Set exercise =
Extract each line bearing the word "this".
===== Data section =====
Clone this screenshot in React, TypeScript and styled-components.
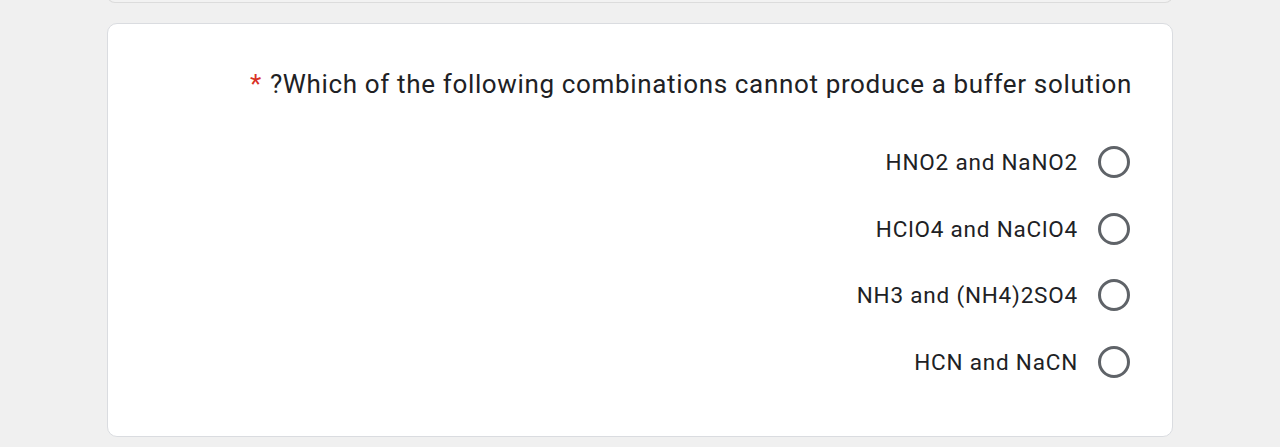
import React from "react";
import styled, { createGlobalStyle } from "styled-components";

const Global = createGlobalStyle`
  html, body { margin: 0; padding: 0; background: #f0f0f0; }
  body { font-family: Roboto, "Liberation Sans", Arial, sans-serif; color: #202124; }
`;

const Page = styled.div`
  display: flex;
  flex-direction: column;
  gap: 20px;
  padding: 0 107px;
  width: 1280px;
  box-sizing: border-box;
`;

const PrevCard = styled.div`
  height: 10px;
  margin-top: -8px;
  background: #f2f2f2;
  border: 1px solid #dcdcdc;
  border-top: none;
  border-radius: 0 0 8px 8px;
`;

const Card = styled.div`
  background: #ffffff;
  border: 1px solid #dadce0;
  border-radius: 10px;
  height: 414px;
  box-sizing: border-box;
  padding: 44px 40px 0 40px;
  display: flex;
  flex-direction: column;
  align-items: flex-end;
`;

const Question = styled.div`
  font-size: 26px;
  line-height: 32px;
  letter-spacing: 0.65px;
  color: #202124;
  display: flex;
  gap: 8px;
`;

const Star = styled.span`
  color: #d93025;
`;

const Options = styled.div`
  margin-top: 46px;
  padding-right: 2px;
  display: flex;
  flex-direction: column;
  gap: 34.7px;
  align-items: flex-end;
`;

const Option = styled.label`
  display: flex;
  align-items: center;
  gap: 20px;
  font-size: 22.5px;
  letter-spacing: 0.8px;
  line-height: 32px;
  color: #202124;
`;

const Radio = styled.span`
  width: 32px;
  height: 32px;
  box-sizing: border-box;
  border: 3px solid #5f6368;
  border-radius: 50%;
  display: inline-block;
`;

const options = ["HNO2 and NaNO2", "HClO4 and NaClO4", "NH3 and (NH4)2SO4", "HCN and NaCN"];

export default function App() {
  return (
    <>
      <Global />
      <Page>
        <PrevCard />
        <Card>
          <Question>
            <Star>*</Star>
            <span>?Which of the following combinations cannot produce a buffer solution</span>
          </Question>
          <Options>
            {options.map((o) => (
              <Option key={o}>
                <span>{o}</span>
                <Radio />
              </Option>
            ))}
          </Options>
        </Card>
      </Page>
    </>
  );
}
=====
===== Data section =====
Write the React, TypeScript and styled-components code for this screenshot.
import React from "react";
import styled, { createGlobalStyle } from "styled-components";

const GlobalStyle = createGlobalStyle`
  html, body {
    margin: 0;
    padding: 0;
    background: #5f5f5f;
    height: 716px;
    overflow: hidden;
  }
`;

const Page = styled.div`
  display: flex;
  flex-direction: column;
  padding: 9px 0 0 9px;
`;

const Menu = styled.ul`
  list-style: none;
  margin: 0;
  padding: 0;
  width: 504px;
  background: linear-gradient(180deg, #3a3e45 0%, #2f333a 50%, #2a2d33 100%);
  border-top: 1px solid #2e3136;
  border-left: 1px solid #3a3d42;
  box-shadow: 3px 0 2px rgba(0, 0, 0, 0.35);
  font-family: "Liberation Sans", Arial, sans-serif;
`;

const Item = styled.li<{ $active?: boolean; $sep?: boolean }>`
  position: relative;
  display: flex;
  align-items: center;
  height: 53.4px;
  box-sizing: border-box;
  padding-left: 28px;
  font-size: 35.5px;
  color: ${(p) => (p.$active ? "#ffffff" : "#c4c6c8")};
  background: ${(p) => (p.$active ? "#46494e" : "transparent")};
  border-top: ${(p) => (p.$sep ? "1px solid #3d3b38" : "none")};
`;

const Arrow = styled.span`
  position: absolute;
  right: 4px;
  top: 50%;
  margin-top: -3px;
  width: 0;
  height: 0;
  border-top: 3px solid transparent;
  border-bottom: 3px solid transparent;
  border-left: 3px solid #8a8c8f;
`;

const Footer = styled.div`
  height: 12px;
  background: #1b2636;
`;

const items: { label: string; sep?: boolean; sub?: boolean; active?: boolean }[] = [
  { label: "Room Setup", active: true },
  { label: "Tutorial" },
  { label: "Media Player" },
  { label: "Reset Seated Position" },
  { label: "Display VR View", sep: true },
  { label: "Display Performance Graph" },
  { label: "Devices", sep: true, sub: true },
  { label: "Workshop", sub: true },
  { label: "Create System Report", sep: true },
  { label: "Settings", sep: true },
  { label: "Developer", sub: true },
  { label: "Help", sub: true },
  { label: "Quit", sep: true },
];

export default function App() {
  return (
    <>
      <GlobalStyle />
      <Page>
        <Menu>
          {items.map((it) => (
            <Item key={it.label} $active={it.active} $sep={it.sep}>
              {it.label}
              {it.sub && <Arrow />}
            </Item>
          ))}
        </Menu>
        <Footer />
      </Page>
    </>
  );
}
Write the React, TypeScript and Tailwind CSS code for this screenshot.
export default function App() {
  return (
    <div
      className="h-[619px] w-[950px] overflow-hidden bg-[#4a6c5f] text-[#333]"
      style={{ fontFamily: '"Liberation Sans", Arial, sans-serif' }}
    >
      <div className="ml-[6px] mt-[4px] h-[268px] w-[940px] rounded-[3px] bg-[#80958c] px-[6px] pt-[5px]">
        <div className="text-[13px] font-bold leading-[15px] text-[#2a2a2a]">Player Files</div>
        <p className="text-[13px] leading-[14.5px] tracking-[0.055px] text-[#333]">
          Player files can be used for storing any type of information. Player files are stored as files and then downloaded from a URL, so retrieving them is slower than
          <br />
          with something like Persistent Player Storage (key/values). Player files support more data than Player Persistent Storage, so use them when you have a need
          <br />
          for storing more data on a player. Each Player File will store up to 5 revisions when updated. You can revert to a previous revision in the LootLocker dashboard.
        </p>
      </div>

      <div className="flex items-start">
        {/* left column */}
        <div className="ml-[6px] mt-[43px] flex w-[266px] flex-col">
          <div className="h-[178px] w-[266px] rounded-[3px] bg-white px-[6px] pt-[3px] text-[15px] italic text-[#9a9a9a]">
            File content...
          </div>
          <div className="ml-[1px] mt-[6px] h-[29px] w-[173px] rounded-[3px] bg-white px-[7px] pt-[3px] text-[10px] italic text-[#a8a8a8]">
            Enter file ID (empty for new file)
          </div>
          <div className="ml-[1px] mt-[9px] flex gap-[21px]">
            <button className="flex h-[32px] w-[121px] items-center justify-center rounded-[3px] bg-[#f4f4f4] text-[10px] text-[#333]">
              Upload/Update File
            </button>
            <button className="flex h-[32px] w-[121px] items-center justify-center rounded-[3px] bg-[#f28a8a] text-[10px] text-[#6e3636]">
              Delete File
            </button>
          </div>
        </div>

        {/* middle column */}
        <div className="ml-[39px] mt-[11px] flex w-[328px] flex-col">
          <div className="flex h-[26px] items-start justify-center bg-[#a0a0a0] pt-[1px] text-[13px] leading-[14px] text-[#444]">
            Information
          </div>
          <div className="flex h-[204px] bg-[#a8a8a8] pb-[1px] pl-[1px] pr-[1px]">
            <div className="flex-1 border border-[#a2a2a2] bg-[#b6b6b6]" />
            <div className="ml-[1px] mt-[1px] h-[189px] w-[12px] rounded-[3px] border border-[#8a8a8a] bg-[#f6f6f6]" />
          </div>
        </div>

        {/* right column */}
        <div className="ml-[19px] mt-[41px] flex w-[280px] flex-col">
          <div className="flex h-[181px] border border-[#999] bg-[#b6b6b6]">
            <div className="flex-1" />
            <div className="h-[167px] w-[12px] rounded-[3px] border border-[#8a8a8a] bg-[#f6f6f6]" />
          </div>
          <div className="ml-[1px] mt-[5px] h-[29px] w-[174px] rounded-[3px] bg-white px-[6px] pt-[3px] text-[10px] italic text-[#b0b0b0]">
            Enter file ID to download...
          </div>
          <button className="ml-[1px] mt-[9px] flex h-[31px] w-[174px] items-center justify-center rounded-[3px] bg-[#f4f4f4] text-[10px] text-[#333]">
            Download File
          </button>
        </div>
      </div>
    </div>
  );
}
=====
===== Data section =====
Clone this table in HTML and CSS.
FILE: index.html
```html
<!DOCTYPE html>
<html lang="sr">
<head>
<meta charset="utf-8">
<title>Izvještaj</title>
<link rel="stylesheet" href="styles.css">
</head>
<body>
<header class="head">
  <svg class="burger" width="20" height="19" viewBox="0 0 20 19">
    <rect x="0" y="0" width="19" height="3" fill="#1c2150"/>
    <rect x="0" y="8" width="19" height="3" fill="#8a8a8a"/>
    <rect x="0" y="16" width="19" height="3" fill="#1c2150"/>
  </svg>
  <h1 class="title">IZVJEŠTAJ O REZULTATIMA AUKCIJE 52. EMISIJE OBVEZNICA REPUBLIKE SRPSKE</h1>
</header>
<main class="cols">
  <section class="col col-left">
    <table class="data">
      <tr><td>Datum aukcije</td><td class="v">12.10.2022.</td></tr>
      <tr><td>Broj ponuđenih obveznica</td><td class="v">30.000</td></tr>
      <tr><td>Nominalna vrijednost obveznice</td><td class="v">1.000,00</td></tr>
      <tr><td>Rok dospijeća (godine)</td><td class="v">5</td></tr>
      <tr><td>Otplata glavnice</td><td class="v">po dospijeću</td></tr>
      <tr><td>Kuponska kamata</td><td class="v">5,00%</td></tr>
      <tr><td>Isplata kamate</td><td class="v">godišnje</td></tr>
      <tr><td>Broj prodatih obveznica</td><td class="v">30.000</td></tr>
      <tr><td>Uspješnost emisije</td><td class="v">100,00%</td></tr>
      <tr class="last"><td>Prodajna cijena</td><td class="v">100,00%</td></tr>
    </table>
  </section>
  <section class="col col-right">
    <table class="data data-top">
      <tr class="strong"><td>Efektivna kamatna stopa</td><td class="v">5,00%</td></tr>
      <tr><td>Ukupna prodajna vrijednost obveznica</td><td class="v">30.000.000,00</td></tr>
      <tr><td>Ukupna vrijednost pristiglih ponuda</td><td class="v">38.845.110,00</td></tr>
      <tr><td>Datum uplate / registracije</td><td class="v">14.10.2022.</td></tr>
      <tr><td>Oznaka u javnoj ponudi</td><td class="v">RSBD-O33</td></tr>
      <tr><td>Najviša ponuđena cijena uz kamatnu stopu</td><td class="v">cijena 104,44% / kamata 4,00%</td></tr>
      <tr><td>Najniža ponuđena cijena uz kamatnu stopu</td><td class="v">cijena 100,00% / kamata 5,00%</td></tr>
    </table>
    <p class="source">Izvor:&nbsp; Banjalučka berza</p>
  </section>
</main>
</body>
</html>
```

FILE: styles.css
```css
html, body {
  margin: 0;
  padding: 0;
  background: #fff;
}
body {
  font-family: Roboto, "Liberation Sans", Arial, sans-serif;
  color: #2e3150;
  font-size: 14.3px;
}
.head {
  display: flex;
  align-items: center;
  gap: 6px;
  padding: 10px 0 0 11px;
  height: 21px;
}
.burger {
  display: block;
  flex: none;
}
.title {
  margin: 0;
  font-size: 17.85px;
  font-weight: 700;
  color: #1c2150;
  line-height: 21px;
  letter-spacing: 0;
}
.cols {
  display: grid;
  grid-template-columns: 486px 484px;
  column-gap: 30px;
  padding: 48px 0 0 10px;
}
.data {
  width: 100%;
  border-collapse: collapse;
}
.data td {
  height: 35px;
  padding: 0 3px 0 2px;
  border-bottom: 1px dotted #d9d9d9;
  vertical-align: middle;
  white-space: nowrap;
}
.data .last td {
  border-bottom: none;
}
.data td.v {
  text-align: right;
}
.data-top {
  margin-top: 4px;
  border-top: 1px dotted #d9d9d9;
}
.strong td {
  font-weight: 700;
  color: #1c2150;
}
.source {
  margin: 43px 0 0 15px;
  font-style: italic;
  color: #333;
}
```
=====
Exercise result =
Clone this screenshot in React, TypeScript and styled-components.
Write the React, TypeScript and styled-components code for this screenshot.
Write the React, TypeScript and Tailwind CSS code for this screenshot.
Clone this table in HTML and CSS.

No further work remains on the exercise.